▶ **Data for processing**
******************************
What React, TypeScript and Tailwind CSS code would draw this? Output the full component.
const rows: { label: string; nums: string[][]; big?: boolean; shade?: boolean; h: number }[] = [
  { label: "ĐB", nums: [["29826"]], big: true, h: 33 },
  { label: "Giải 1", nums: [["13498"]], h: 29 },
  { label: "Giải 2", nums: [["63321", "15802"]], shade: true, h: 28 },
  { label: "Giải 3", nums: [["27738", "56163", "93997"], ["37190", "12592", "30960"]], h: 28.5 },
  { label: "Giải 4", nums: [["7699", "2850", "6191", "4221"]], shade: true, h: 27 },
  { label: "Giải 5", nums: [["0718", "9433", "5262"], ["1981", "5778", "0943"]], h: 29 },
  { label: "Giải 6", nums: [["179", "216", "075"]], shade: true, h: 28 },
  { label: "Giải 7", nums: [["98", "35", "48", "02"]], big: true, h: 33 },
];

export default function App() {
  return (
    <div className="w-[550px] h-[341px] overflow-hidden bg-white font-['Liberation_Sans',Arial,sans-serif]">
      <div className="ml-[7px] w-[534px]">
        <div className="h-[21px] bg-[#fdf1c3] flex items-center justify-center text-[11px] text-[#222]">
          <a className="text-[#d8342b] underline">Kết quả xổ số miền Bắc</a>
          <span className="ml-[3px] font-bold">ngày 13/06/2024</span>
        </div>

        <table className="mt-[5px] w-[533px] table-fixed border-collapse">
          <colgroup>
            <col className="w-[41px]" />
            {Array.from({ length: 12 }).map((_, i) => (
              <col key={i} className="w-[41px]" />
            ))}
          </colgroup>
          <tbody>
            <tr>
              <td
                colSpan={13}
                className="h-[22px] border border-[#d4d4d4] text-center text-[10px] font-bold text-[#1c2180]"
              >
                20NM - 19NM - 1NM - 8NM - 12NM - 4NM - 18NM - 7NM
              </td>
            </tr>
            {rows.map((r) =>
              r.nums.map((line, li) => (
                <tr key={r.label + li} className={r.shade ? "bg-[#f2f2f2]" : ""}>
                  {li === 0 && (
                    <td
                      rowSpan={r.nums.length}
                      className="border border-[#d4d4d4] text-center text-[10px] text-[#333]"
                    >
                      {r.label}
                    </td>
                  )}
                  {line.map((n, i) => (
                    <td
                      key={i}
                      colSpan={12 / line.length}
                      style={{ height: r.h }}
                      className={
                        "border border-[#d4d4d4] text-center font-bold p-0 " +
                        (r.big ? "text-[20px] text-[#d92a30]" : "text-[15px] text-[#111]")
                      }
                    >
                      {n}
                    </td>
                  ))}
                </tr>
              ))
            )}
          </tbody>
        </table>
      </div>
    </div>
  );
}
******************************
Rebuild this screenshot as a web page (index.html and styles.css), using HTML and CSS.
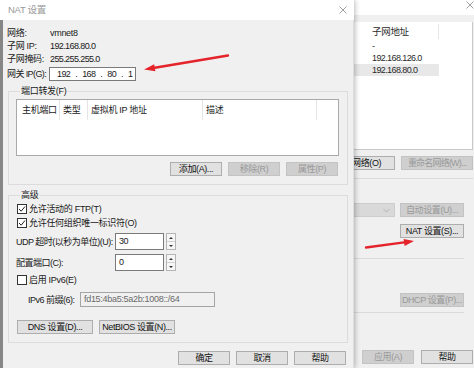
******************************
List all lines where "this" occurs.

What React, TypeScript and Tailwind CSS code would draw this? Output the full component.
Rebuild this screenshot as a web page (index.html and styles.css), using HTML and CSS.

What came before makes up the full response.